Records from a collection
+ + + +

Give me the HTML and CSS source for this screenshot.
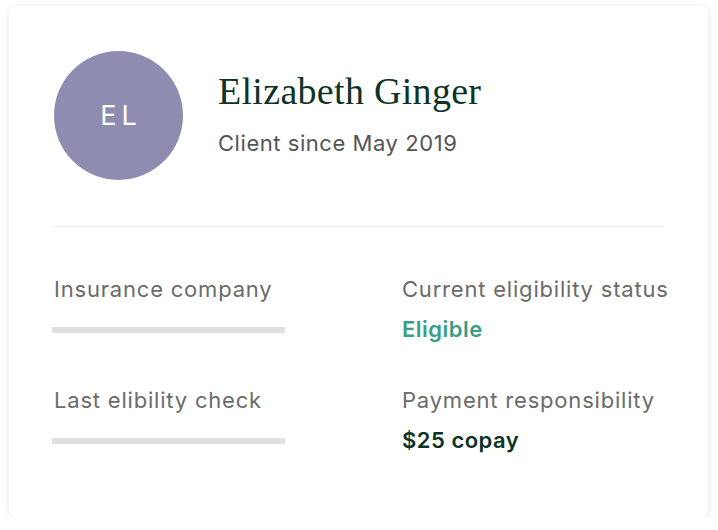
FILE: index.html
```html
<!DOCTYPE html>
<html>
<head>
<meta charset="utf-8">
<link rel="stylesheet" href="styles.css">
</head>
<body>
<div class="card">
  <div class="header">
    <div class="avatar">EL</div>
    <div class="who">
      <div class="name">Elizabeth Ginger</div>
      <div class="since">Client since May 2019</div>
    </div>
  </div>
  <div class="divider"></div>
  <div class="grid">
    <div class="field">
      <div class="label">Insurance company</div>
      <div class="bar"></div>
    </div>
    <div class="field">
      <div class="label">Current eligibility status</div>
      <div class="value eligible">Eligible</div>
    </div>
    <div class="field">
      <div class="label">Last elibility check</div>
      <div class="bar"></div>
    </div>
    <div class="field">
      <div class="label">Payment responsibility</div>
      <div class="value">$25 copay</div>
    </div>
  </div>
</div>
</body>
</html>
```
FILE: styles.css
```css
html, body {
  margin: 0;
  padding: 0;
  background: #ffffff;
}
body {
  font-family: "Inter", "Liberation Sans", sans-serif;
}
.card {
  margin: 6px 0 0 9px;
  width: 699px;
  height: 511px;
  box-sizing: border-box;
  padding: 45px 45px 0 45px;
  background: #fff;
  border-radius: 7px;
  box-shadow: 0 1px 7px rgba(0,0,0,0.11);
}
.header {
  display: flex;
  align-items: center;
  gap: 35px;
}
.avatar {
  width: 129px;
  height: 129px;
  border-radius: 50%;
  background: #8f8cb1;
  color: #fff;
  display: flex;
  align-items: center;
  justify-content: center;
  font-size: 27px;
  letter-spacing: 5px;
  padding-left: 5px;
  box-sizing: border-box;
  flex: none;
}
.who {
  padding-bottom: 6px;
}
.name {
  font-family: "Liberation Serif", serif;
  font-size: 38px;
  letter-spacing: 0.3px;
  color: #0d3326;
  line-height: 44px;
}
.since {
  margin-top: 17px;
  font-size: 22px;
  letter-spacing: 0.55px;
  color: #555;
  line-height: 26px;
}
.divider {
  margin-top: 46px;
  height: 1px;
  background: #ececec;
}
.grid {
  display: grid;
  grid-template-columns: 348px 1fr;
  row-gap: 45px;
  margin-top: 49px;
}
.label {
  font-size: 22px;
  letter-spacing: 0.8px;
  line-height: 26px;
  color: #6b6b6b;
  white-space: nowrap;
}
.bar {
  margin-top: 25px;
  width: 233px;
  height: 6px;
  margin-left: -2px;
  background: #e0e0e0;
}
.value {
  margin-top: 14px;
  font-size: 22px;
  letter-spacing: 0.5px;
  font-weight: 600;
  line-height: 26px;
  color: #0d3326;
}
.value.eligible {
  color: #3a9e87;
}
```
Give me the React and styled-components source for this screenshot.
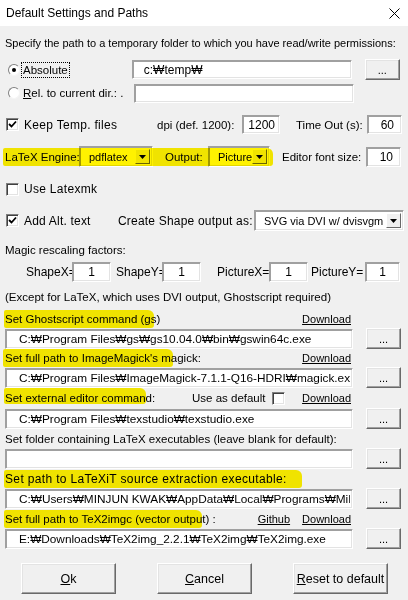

+ + + +

Omit all pictures while transcribing the entries verbatim.

▶ _Solution_:
Give me the HTML and CSS source for this screenshot.
FILE: index.html
```html
<!DOCTYPE html>
<html>
<head>
<meta charset="utf-8">
<link rel="stylesheet" href="styles.css">
</head>
<body>
<div class="card">
  <div class="header">
    <div class="avatar">EL</div>
    <div class="who">
      <div class="name">Elizabeth Ginger</div>
      <div class="since">Client since May 2019</div>
    </div>
  </div>
  <div class="divider"></div>
  <div class="grid">
    <div class="field">
      <div class="label">Insurance company</div>
      <div class="bar"></div>
    </div>
    <div class="field">
      <div class="label">Current eligibility status</div>
      <div class="value eligible">Eligible</div>
    </div>
    <div class="field">
      <div class="label">Last elibility check</div>
      <div class="bar"></div>
    </div>
    <div class="field">
      <div class="label">Payment responsibility</div>
      <div class="value">$25 copay</div>
    </div>
  </div>
</div>
</body>
</html>
```
FILE: styles.css
```css
html, body {
  margin: 0;
  padding: 0;
  background: #ffffff;
}
body {
  font-family: "Inter", "Liberation Sans", sans-serif;
}
.card {
  margin: 6px 0 0 9px;
  width: 699px;
  height: 511px;
  box-sizing: border-box;
  padding: 45px 45px 0 45px;
  background: #fff;
  border-radius: 7px;
  box-shadow: 0 1px 7px rgba(0,0,0,0.11);
}
.header {
  display: flex;
  align-items: center;
  gap: 35px;
}
.avatar {
  width: 129px;
  height: 129px;
  border-radius: 50%;
  background: #8f8cb1;
  color: #fff;
  display: flex;
  align-items: center;
  justify-content: center;
  font-size: 27px;
  letter-spacing: 5px;
  padding-left: 5px;
  box-sizing: border-box;
  flex: none;
}
.who {
  padding-bottom: 6px;
}
.name {
  font-family: "Liberation Serif", serif;
  font-size: 38px;
  letter-spacing: 0.3px;
  color: #0d3326;
  line-height: 44px;
}
.since {
  margin-top: 17px;
  font-size: 22px;
  letter-spacing: 0.55px;
  color: #555;
  line-height: 26px;
}
.divider {
  margin-top: 46px;
  height: 1px;
  background: #ececec;
}
.grid {
  display: grid;
  grid-template-columns: 348px 1fr;
  row-gap: 45px;
  margin-top: 49px;
}
.label {
  font-size: 22px;
  letter-spacing: 0.8px;
  line-height: 26px;
  color: #6b6b6b;
  white-space: nowrap;
}
.bar {
  margin-top: 25px;
  width: 233px;
  height: 6px;
  margin-left: -2px;
  background: #e0e0e0;
}
.value {
  margin-top: 14px;
  font-size: 22px;
  letter-spacing: 0.5px;
  font-weight: 600;
  line-height: 26px;
  color: #0d3326;
}
.value.eligible {
  color: #3a9e87;
}
```
Give me the React and styled-components source for this screenshot.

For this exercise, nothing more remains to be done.